▶ [What you are asked to do] Which lines hold the word "React"? Copy each of them.

▶ [Data block]
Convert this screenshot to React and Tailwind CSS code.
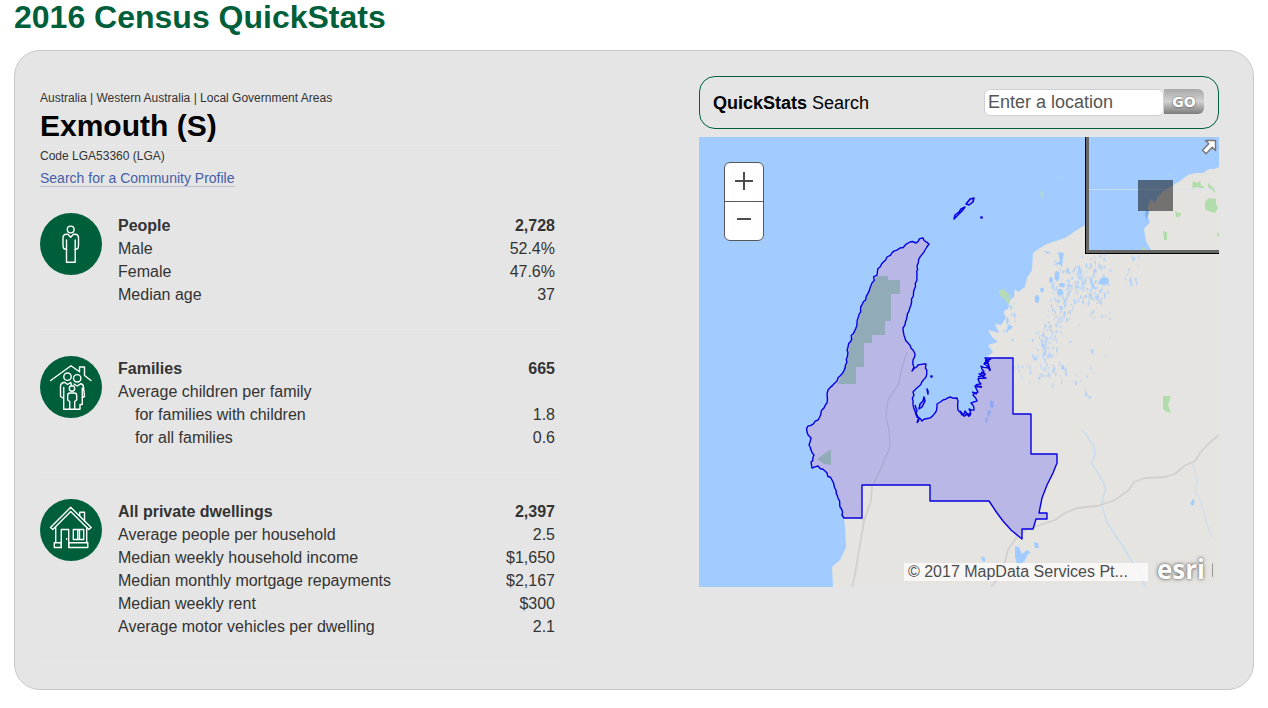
import React from "react";

/* ---------- map geometry ---------- */

const NORTH_COAST = [
  [1219, 200], [1085, 225], [1077, 230], [1065, 238], [1047, 244], [1040, 248], [1033, 253], [1032, 270],
  [1027, 278], [1025, 287], [1018, 292], [1015, 289], [1014, 297], [1010, 300], [1008, 309],
  [1003, 311], [1006, 318], [1001, 325], [995, 324], [999, 333], [988, 330], [992, 337], [998, 342],
  [988, 345], [993, 352], [986, 358],
];

const GULF_COAST = [
  [985, 358], [989, 361], [984, 364], [990, 369], [981, 366], [984, 372], [979, 374], [986, 378],
  [978, 379], [981, 384], [975, 386], [978, 392], [973, 395], [977, 401], [971, 403], [974, 410],
  [969, 409], [970, 415], [965, 411], [962, 415], [958, 410], [957, 398], [950, 397], [943, 400],
  [937, 404], [935, 413], [930, 418], [922, 421], [917, 417], [913, 403], [913, 392], [918, 387],
  [926, 377], [926, 364], [918, 365], [912, 371], [914, 367], [913, 360], [915, 354], [911, 348],
  [905, 338], [903, 328], [907, 317], [911, 305], [914, 290], [917, 280], [917, 266], [920, 257],
  [925, 250], [929, 244], [923, 238],
];

const WEST_COAST = [
  [923, 238], [916, 243], [910, 242], [900, 248], [887, 257], [880, 267], [872, 283], [870, 288],
  [862, 305], [857, 323], [848, 347], [847, 362], [840, 376], [837, 381], [828, 390], [827, 403],
  [821, 412], [818, 420], [808, 426], [807, 432], [811, 438], [809, 445], [814, 455], [811, 462],
  [812, 468], [818, 466], [827, 473], [834, 485], [838, 498], [840, 507], [844, 518],
];

const SOUTH_COAST = [[844, 518], [845, 527], [846, 547], [840, 560], [832, 567], [833, 587], [1219, 587]];

const INLAND_BORDER = [
  [844, 518], [862, 518], [862, 485], [930, 485], [930, 501], [989, 501], [997, 513], [1003, 521],
  [1011, 530], [1022, 539], [1022, 529], [1033, 529], [1036, 519], [1047, 519], [1047, 513],
  [1039, 513], [1042, 498], [1047, 485], [1053, 473], [1057, 463], [1057, 454], [1031, 454],
  [1031, 414], [1013, 414], [1013, 358], [985, 358],
];

function randomSource(seed) {
  let s = seed;
  return () => {
    s = (s * 16807) % 2147483647;
    return s / 2147483647;
  };
}

/* Adds small bends between coast points so the shoreline looks natural. */
function roughen(points, amount, seed) {
  const rnd = randomSource(seed);
  const out = [points[0]];
  for (let i = 1; i < points.length; i++) {
    const [x0, y0] = points[i - 1];
    const [x1, y1] = points[i];
    const steps = Math.max(1, Math.round(Math.hypot(x1 - x0, y1 - y0) / 3));
    for (let k = 1; k < steps; k++) {
      const t = k / steps;
      out.push([
        x0 + (x1 - x0) * t + (rnd() - 0.5) * amount,
        y0 + (y1 - y0) * t + (rnd() - 0.5) * amount,
      ]);
    }
    out.push(points[i]);
  }
  return out;
}

const toPath = (pts) => "M" + pts.map(([x, y]) => x.toFixed(1) + " " + y.toFixed(1)).join("L") + "Z";

const gulf = roughen(GULF_COAST, 1.8, 11);
const west = roughen(WEST_COAST, 2.2, 23);
const LAND = toPath([...NORTH_COAST, ...gulf, ...west, ...SOUTH_COAST]);
const SHIRE = toPath([...gulf, ...west, ...INLAND_BORDER]);

function makePools() {
  const rnd = randomSource(77);
  const clusters = [
    [1078, 280, 24, 30, 95],
    [1060, 308, 14, 26, 75],
    [1045, 345, 14, 22, 65],
    [1098, 290, 18, 42, 60],
    [1132, 270, 12, 30, 20],
    [1008, 320, 9, 26, 30],
    [1045, 372, 42, 18, 40],
    [1080, 350, 50, 60, 26],
  ];
  const pools = [];
  clusters.forEach(([cx, cy, w, h, n]) => {
    for (let i = 0; i < n; i++) {
      pools.push({
        x: cx + (rnd() + rnd() - 1) * w,
        y: cy + (rnd() + rnd() - 1) * h,
        rx: 0.5 + rnd() * 0.8,
        ry: 0.7 + rnd() * 2.2,
        o: 0.3 + rnd() * 0.5,
      });
    }
  });
  return pools;
}
const POOLS = makePools();

function RegionMap() {
  return (
    <svg
      className="block h-full w-full"
      viewBox="699 137 520 450"
      preserveAspectRatio="xMidYMid slice"
      role="img"
      aria-label="Map of Exmouth (S)"
    >
      <rect x="0" y="0" width="2000" height="1000" fill="#a2ccff" />
      <path d={LAND} fill="#e6e4e0" />
      <path d="M999 291l4-2 5 4 3 6-3 6-3-6-5-3z" fill="#b7dcb5" />
      <path d="M1039 190l4 2 0 7-3-3zM1057 177l2 0 0 2-2 0z" fill="#a9d6dc" />

      <g fill="#a2ccff">
        {POOLS.map((p, i) => (
          <ellipse key={i} cx={p.x} cy={p.y} rx={p.rx} ry={p.ry} opacity={p.o} />
        ))}
        <ellipse cx="1104" cy="281" rx="5" ry="4" transform="rotate(-20 1104 281)" />
        <ellipse cx="1060" cy="292" rx="3" ry="3" />
        <ellipse cx="1062" cy="285" rx="3" ry="2" />
        <ellipse cx="1042" cy="290" rx="2" ry="2.5" />
        <ellipse cx="1037" cy="299" rx="2.2" ry="4" />
        <ellipse cx="1057" cy="276" rx="2.4" ry="5" />
        <ellipse cx="1051" cy="280" rx="1.8" ry="3" />
        <path d="M1058 252l6 1-1 5-1 9-3-3-6 1 7-4z" />
        <path d="M1088 276l4 4 4 10-3-3-3-7z" />
        <path d="M1043 251l7 1-2 2z" />
        <path d="M1008 325l5 1-2 3-4 2z" />
        <path d="M1015 546l4 1 3 7 5-4 4 3-3 1-4 8-7 3-2-8z" />
        <path d="M1034 542l4 1 1 5-4 0z" />
        <path d="M981 556l4 2 0 4-3-1z" />
        <path d="M1190 504l3-5 2 2-2 5z" />
      </g>
      <g fill="none" stroke="#cbdcee" strokeWidth="1.6" strokeLinejoin="round">
        <path d="M1081 430L1086 434L1090 441L1094 446L1095 455L1091 463L1096 470L1102 480L1106 488L1103 497L1102 506L1107 522L1115 535L1122 545L1131 560L1142 577L1145 587" />
        <path d="M1193 463L1197 480L1195 492L1200 500L1205 517L1209 530L1212 537" strokeWidth="1" />
      </g>
      <g fill="none" stroke="#d2d0ce" strokeWidth="1.8" strokeLinejoin="round">
        <path d="M1219 435L1208 444L1200 453L1195 461L1184 466L1175 474L1165 477L1145 478L1134 482L1129 490L1115 500L1097 506L1077 508L1065 513L1055 520L1040 525L1026 530L1016 538L1008 550L1004 565L997 580L991 587" />
        <path d="M862 518L864 522L859 550L855 575L852 587" />
        <path d="M872 485L871 500L865 518L864 522" />
      </g>
      <path d="M1163 396l8 0-3 9 3 8-4-1-4-3z" fill="#b1dcac" />

      <path d={SHIRE} fill="#b9b7e6" />
      <path
        d="M877 276H888V280H900V294H891V321H885V335H872V343H864V367H856V384H838L847 362L849 347L858 323L863 305L871 288Z"
        fill="#91abb9"
      />
      <path d="M817 459L831 449V465L824 464Z" fill="#91abb9" />
      <path
        d="M907 352L901 371L899 383L888 400L886 417L889 430L890 447L878 475L873 485"
        fill="none"
        stroke="#a9a7cf"
        strokeWidth="1.2"
      />
      <path
        d="M990 400l4 2-1 6-3-1zM988 410l3 1-2 6-2-2zM986 417l2 1-1 5-2-1z"
        fill="#8ea9f0"
      />

      <path d={SHIRE} fill="none" stroke="#0600e0" strokeWidth="1.4" strokeLinejoin="round" />
      <g fill="#a2a8f4" stroke="#0600e0" strokeWidth="1.5" strokeLinejoin="round">
        <path d="M966 204L970 199L974 198L973 202L969 205Z" />
        <path d="M954 219L955 215L959 212L961 209L965 207L962 211L958 215Z" />
        <path d="M981 217h1v1h-1z" />
        <path d="M931 376h1v1h-1z" />
        <path d="M927 389l1 5 0-3z" />
        <path d="M920 404l3-3 1-4 1 4-3 6-3 2z" />
        <path d="M915 405l2 6-1 2 3 6-1 3M919 417l-2 6" fill="none" />
        <path
          d="M985 361l6-2M984 363l4 0 2 8M981 372l4 2-2 3M978 377l6-2M975 386l7 1M972 392l5 2M960 411l4 5 3-2 2 2 2-3"
          fill="none"
          strokeWidth="1.8"
        />
      </g>
    </svg>
  );
}

function OverviewMap() {
  return (
    <svg className="block h-full w-full" viewBox="1089 137 130 113" preserveAspectRatio="none" aria-hidden="true">
      <rect x="1089" y="137" width="130" height="113" fill="#a2ccff" />
      <path
        d="M1219 167L1214 169L1209 169L1203 173L1195 173L1188 175L1180 181L1172 186L1165 190L1158 196L1155 203L1151 199L1148 206L1146 213L1150 222L1144 229L1146 241L1151 250H1219Z"
        fill="#e6e4e0"
      />
      <path
        d="M1193 181l4 2 3-2 1 4 4 3-5 0-3-1-5 1zM1208 183l3 3 4 3 0 4-4-4-3-2zM1205 202l4-4 7 1 0 5 2 4-3 5-7-2-3-2zM1175 211l4 2 3 0-3 4-3 0zM1163 231l4 1 0 8-3 0zM1142 247l5 3-6 0zM1169 173l2 2-2 2zM1217 233l2 0 0 4-2-1z"
        fill="#b1dcac"
      />
      <path d="M1089 189.500H1219" stroke="#d5e5f5" strokeWidth="1" opacity=".7" />
      <path d="M1145 213l2-4 2 2-1 5-2 4z" fill="#7fb0ee" />
      <rect x="1138" y="180" width="35" height="31" fill="#000" opacity=".5" />
    </svg>
  );
}

/* ---------- round pictograms ---------- */

function Badge({ children }) {
  return (
    <svg className="h-[62px] w-[62px] shrink-0" viewBox="0 0 62 62" aria-hidden="true">
      <circle cx="31" cy="31" r="31" fill="#005f3b" />
      <g fill="none" stroke="#fff" strokeWidth="1.4" strokeLinejoin="round" strokeLinecap="round">
        {children}
      </g>
    </svg>
  );
}

const PersonIcon = () => (
  <Badge>
    <circle cx="30.700" cy="16.500" r="3.400" />
    <path d="M26.500 36.700L23.700 35.500Q23 34 23 32V25Q23 21.200 26.500 21.200H28L30.700 24.200L33.500 21.200H35Q38.500 21.200 38.500 25V32Q38.500 34 37.800 35.500L35.200 36.700" />
    <path d="M26.500 27V49.200H35.200V27" />
  </Badge>
);

const FamilyIcon = () => (
  <Badge>
    <path d="M10.700 24.500L31 9.700L39.500 15.800V11H44.500V19.500L51 24.500" />
    <circle cx="27.500" cy="20.700" r="3.700" />
    <circle cx="37.200" cy="22.300" r="3.700" />
    <path d="M31.500 29.500L30.700 26.500L27.500 28.500L24.500 26.200Q20.500 26.800 20.500 30.500V40.500L23.700 42.300M23.700 31.500V53.300H40V48.500H42.300V32" />
    <path d="M34 28L37.200 30L40.500 27.800Q43.200 28 43.500 31L44.500 40.500L42.300 41.500" />
    <circle cx="32" cy="32.500" r="2.700" />
    <path d="M29.700 53V45.500L27.700 44V39.500Q27.700 37 30 37H34.300Q36.700 37 36.700 39.500V44L34.700 45.500V53" />
  </Badge>
);

const HouseIcon = () => (
  <Badge>
    <path d="M10.500 28.500L30.700 8.300L51.200 28.500L48.800 30.500L30.700 12.500L12.800 30.500Z" />
    <path d="M39.700 16.500V13.300H44.500V21.500" />
    <path d="M15.700 28.500V43.500M46.700 28.500V43.500" />
    <path d="M14.300 43.700H21.300V48.500H14.300ZM28.700 43.700H47.800V48.500H28.700Z" />
    <path d="M21.300 48.500V30.500H28.700V48.500M26.700 39.700V40.300" />
    <path d="M33.300 30.500H43.700V40.500H33.300ZM37.700 30.500V40M39.500 30.500V40" />
  </Badge>
);

/* ---------- data ---------- */

const SECTIONS = [
  {
    Icon: PersonIcon,
    rows: [
      ["People", "2,728"],
      ["Male", "52.4%"],
      ["Female", "47.6%"],
      ["Median age", "37"],
    ],
  },
  {
    Icon: FamilyIcon,
    rows: [
      ["Families", "665"],
      ["Average children per family", ""],
      ["for families with children", "1.8", true],
      ["for all families", "0.6", true],
    ],
  },
  {
    Icon: HouseIcon,
    rows: [
      ["All private dwellings", "2,397"],
      ["Average people per household", "2.5"],
      ["Median weekly household income", "$1,650"],
      ["Median monthly mortgage repayments", "$2,167"],
      ["Median weekly rent", "$300"],
      ["Average motor vehicles per dwelling", "2.1"],
    ],
  },
];

function StatSection({ Icon, rows }) {
  return (
    <section className="flex gap-4 border-b border-[#e8e8e8] pt-[26px] pr-[5px] pb-[23px]">
      <Icon />
      <table className="mt-px grow self-start text-base leading-[23px] text-[#333]">
        <tbody>
          {rows.map(([label, value, indent], i) => (
            <tr key={label} className={i === 0 ? "font-bold" : ""}>
              <th
                scope="row"
                className={(indent ? "pl-[17px] " : "p-0 ") + "text-left " + (i === 0 ? "font-bold" : "font-normal")}
              >
                {label}
              </th>
              <td className="p-0 text-right">{value}</td>
            </tr>
          ))}
        </tbody>
      </table>
    </section>
  );
}

export default function App() {
  return (
    <div className="bg-white px-3.5 pb-4 font-['Liberation_Sans',Arial,sans-serif]">
      <h1 className="pb-4 text-[32px] leading-[34px] font-bold text-[#005f3b]">2016 Census QuickStats</h1>

      <main className="flex items-start justify-between gap-8 rounded-[26px] border border-[#c9c9c9] bg-[#e5e5e5] pt-[25px] pr-[34px] pb-[27px] pl-[25px]">
        <div className="max-w-[520px] grow pt-3.5">
          <header>
            <p className="text-xs leading-4 text-[#333]">Australia | Western Australia | Local Government Areas</p>
            <h2 className="border-b border-[#e8e8e8] pt-px text-[30px] leading-[38px] font-bold text-black">
              Exmouth (S)
            </h2>
            <p className="pt-0.5 text-xs leading-4 text-[#333]">Code LGA53360 (LGA)</p>
            <p className="pt-1.5 text-sm leading-4">
              <a href="#profile" className="inline-block border-b border-[#b9c0d0] text-[#4660a8]">
                Search for a Community Profile
              </a>
            </p>
          </header>
          {SECTIONS.map((s) => (
            <StatSection key={s.rows[0][0]} {...s} />
          ))}
        </div>

        <div className="flex max-w-[520px] grow flex-col gap-2">
          <form
            className="flex items-center justify-between rounded-2xl border border-[#005f3b] py-3 pr-3.5 pl-[13px]"
            onSubmit={(e) => e.preventDefault()}
          >
            <label htmlFor="location" className="text-lg leading-6 text-black">
              <b>QuickStats</b> Search
            </label>
            <span className="flex items-start">
              <input
                id="location"
                type="text"
                placeholder="Enter a location"
                className="h-[27px] w-[180px] rounded-md border border-[#d0d0d0] bg-white px-[3px] text-lg leading-6 text-black placeholder:text-[#555]"
              />
              <button
                type="submit"
                className="h-[25px] w-10 rounded-r-md bg-linear-to-b from-[#a8a8a8] via-[#d2d2d2] to-[#7c7c7c] font-['DejaVu_Sans',sans-serif] text-sm leading-6 font-bold text-white [text-shadow:0_0_2px_#777,0_1px_2px_#777]"
              >
                GO
              </button>
            </span>
          </form>

          <div className="relative h-[450px] overflow-hidden">
            <RegionMap />

            <div className="absolute top-[25px] left-[25px] flex w-10 flex-col overflow-hidden rounded-md border border-[#57585a] bg-white">
              <button
                type="button"
                aria-label="Zoom in"
                className="flex h-[39px] items-center justify-center border-b border-[#57585a]"
              >
                <svg className="h-5 w-5" viewBox="0 0 20 20" aria-hidden="true">
                  <path d="M1 9H19M10 0V18" stroke="#4c4c4c" strokeWidth="2" />
                </svg>
              </button>
              <button type="button" aria-label="Zoom out" className="flex h-[38px] items-center justify-center">
                <svg className="h-5 w-5" viewBox="0 0 20 20" aria-hidden="true">
                  <path d="M3 8H17" stroke="#4c4c4c" strokeWidth="2" />
                </svg>
              </button>
            </div>

            <div className="absolute top-0 right-0 h-[117px] w-[134px] border-b border-l border-black">
              <div className="h-full border-b-[3px] border-l-[3px] border-[#666]">
                <OverviewMap />
              </div>
              <button type="button" aria-label="Enlarge overview map" className="absolute top-0.5 right-0.5 h-4 w-4">
                <svg className="block h-4 w-4" viewBox="0 0 16 16" aria-hidden="true">
                  <path
                    d="M4.500 1.500H14.500V11.500L11.300 8.300L5 14.800L1.500 11.300L7.800 4.800Z"
                    fill="#fff"
                    stroke="#77787c"
                    strokeWidth="1.500"
                    strokeLinejoin="round"
                  />
                </svg>
              </button>
            </div>

            <div className="absolute right-1.5 bottom-0.5 flex items-end gap-[9px]">
              <span className="mb-1 w-[244px] bg-white/70 px-1 text-base leading-[18px] text-[#4c4c4c]">
                © 2017 MapData Services Pt...
              </span>
              <a
                href="#esri"
                className="font-['Open_Sans',sans-serif] text-[26px] leading-8 font-bold text-white [text-shadow:0_0_2px_#666,0_0_4px_#777]"
              >
                esri
              </a>
              <span className="mb-2 -ml-0.5 h-3.5 w-px rounded-sm bg-[#999]" />
            </div>
          </div>
        </div>
      </main>
    </div>
  );
}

▶ [Written solution]
Convert this screenshot to React and Tailwind CSS code.
import React from "react";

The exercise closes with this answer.